→ Given task
Quote every line of the data below as it stands, omitting pictures.

→ Recorded data

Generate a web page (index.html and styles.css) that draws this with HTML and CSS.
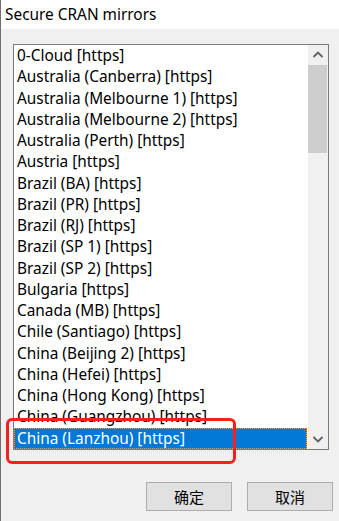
FILE: index.html
```html
<!doctype html>
<html>
  <head>
    <title>Secure CRAN mirrors</title>
    <link rel="stylesheet" href="styles.css">
  </head>
  <body>
    <div class="dialog">
      <!--Title bar-->
      <div class="titlebar">Secure CRAN mirrors</div>

      <div class="client">
        <div class="listbox">
          <ul class="items">
            <li>0-Cloud [https]</li>
            <li>Australia (Canberra) [https]</li>
            <li>Australia (Melbourne 1) [https]</li>
            <li>Australia (Melbourne 2) [https]</li>
            <li>Australia (Perth) [https]</li>
            <li>Austria [https]</li>
            <li>Brazil (BA) [https]</li>
            <li>Brazil (PR) [https]</li>
            <li>Brazil (RJ) [https]</li>
            <li>Brazil (SP 1) [https]</li>
            <li>Brazil (SP 2) [https]</li>
            <li>Bulgaria [https]</li>
            <li>Canada (MB) [https]</li>
            <li>Chile (Santiago) [https]</li>
            <li>China (Beijing 2) [https]</li>
            <li>China (Hefei) [https]</li>
            <li>China (Hong Kong) [https]</li>
            <li>China (Guangzhou) [https]</li>
            <li class="selected">China (Lanzhou) [https]</li>
          </ul>
          <div class="scrollbar">
            <svg class="arrow" width="20" height="20" viewBox="0 0 20 20">
              <path d="M5.5 12 L10 7.5 L14.5 12" fill="none" stroke="#606060" stroke-width="1.8"/>
            </svg>
            <div class="thumb"></div>
            <div class="track"></div>
            <svg class="arrow" width="20" height="20" viewBox="0 0 20 20">
              <path d="M5.5 8 L10 12.5 L14.5 8" fill="none" stroke="#606060" stroke-width="1.8"/>
            </svg>
          </div>
        </div>

        <div class="buttons">
          <button class="btn">确定</button>
          <button class="btn">取消</button>
        </div>
      </div>

      <!--Red annotation box-->
      <div class="highlight"></div>
    </div>
  </body>
</html>
```

FILE: styles.css
```css
body {
  margin:0;
  background:#f0f0f0;
  font-family: "Noto Sans", "Noto Sans CJK SC", sans-serif;
}

.dialog {
  position:relative;
  height:521px;
  border-left:1px solid #707070;
  box-sizing:border-box;
  display:flex;
  flex-direction:column;
}

.titlebar {
  height:29px;
  background:#fff;
  padding-left:4px;
  font-size:15.4px;
  line-height:29px;
  color:#000;
}

.client {
  padding:15px 6px 0 12px;
}

.listbox {
  width:316px;
  height:406px;
  box-sizing:border-box;
  border:1px solid #7a7a7a;
  background:#fff;
  display:grid;
  grid-template-columns:1fr 20px;
  column-gap:1px;
}

.items {
  list-style:none;
  margin:0;
  padding:0;
  font-size:15.4px;
  color:#000;
}
.items li {
  height:21.26px;
  line-height:21px;
  padding-left:3px;
  white-space:nowrap;
}
.items li.selected {
  background:#0078d7;
  color:#fff;
  outline:1px dotted #f2a33a;
  outline-offset:-1px;
}

.scrollbar {
  background:#f0f0f0;
  display:flex;
  flex-direction:column;
}
.arrow {
  display:block;
  flex:none;
}
.thumb {
  height:88px;
  background:#cdcdcd;
  margin:0 1px 0 0;
}
.track {
  flex:1;
}

.buttons {
  display:flex;
  justify-content:flex-end;
  gap:15px;
  margin-top:32px;
}
.btn {
  width:86px;
  height:29px;
  box-sizing:border-box;
  background:#e1e1e1;
  border:1px solid #adadad;
  font-family: "Noto Sans CJK SC", sans-serif;
  font-size:15px;
  color:#000;
  padding:0;
}

.highlight {
  position:absolute;
  left:5px;
  top:418px;
  width:230px;
  height:46px;
  box-sizing:border-box;
  border:3px solid #f52020;
  border-radius:6px;
}
```
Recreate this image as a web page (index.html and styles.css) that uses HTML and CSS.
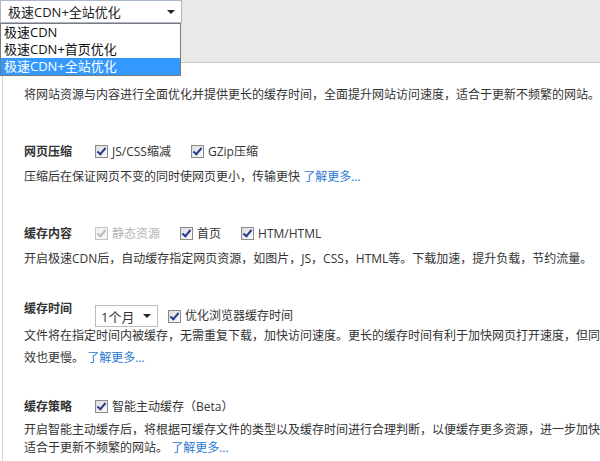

→ Finished exercise
Generate a web page (index.html and styles.css) that draws this with HTML and CSS.
FILE: index.html
```html
<!doctype html>
<html>
  <head>
    <title>Secure CRAN mirrors</title>
    <link rel="stylesheet" href="styles.css">
  </head>
  <body>
    <div class="dialog">
      <!--Title bar-->
      <div class="titlebar">Secure CRAN mirrors</div>

      <div class="client">
        <div class="listbox">
          <ul class="items">
            <li>0-Cloud [https]</li>
            <li>Australia (Canberra) [https]</li>
            <li>Australia (Melbourne 1) [https]</li>
            <li>Australia (Melbourne 2) [https]</li>
            <li>Australia (Perth) [https]</li>
            <li>Austria [https]</li>
            <li>Brazil (BA) [https]</li>
            <li>Brazil (PR) [https]</li>
            <li>Brazil (RJ) [https]</li>
            <li>Brazil (SP 1) [https]</li>
            <li>Brazil (SP 2) [https]</li>
            <li>Bulgaria [https]</li>
            <li>Canada (MB) [https]</li>
            <li>Chile (Santiago) [https]</li>
            <li>China (Beijing 2) [https]</li>
            <li>China (Hefei) [https]</li>
            <li>China (Hong Kong) [https]</li>
            <li>China (Guangzhou) [https]</li>
            <li class="selected">China (Lanzhou) [https]</li>
          </ul>
          <div class="scrollbar">
            <svg class="arrow" width="20" height="20" viewBox="0 0 20 20">
              <path d="M5.5 12 L10 7.5 L14.5 12" fill="none" stroke="#606060" stroke-width="1.8"/>
            </svg>
            <div class="thumb"></div>
            <div class="track"></div>
            <svg class="arrow" width="20" height="20" viewBox="0 0 20 20">
              <path d="M5.5 8 L10 12.5 L14.5 8" fill="none" stroke="#606060" stroke-width="1.8"/>
            </svg>
          </div>
        </div>

        <div class="buttons">
          <button class="btn">确定</button>
          <button class="btn">取消</button>
        </div>
      </div>

      <!--Red annotation box-->
      <div class="highlight"></div>
    </div>
  </body>
</html>
```

FILE: styles.css
```css
body {
  margin:0;
  background:#f0f0f0;
  font-family: "Noto Sans", "Noto Sans CJK SC", sans-serif;
}

.dialog {
  position:relative;
  height:521px;
  border-left:1px solid #707070;
  box-sizing:border-box;
  display:flex;
  flex-direction:column;
}

.titlebar {
  height:29px;
  background:#fff;
  padding-left:4px;
  font-size:15.4px;
  line-height:29px;
  color:#000;
}

.client {
  padding:15px 6px 0 12px;
}

.listbox {
  width:316px;
  height:406px;
  box-sizing:border-box;
  border:1px solid #7a7a7a;
  background:#fff;
  display:grid;
  grid-template-columns:1fr 20px;
  column-gap:1px;
}

.items {
  list-style:none;
  margin:0;
  padding:0;
  font-size:15.4px;
  color:#000;
}
.items li {
  height:21.26px;
  line-height:21px;
  padding-left:3px;
  white-space:nowrap;
}
.items li.selected {
  background:#0078d7;
  color:#fff;
  outline:1px dotted #f2a33a;
  outline-offset:-1px;
}

.scrollbar {
  background:#f0f0f0;
  display:flex;
  flex-direction:column;
}
.arrow {
  display:block;
  flex:none;
}
.thumb {
  height:88px;
  background:#cdcdcd;
  margin:0 1px 0 0;
}
.track {
  flex:1;
}

.buttons {
  display:flex;
  justify-content:flex-end;
  gap:15px;
  margin-top:32px;
}
.btn {
  width:86px;
  height:29px;
  box-sizing:border-box;
  background:#e1e1e1;
  border:1px solid #adadad;
  font-family: "Noto Sans CJK SC", sans-serif;
  font-size:15px;
  color:#000;
  padding:0;
}

.highlight {
  position:absolute;
  left:5px;
  top:418px;
  width:230px;
  height:46px;
  box-sizing:border-box;
  border:3px solid #f52020;
  border-radius:6px;
}
```
Recreate this image as a web page (index.html and styles.css) that uses HTML and CSS.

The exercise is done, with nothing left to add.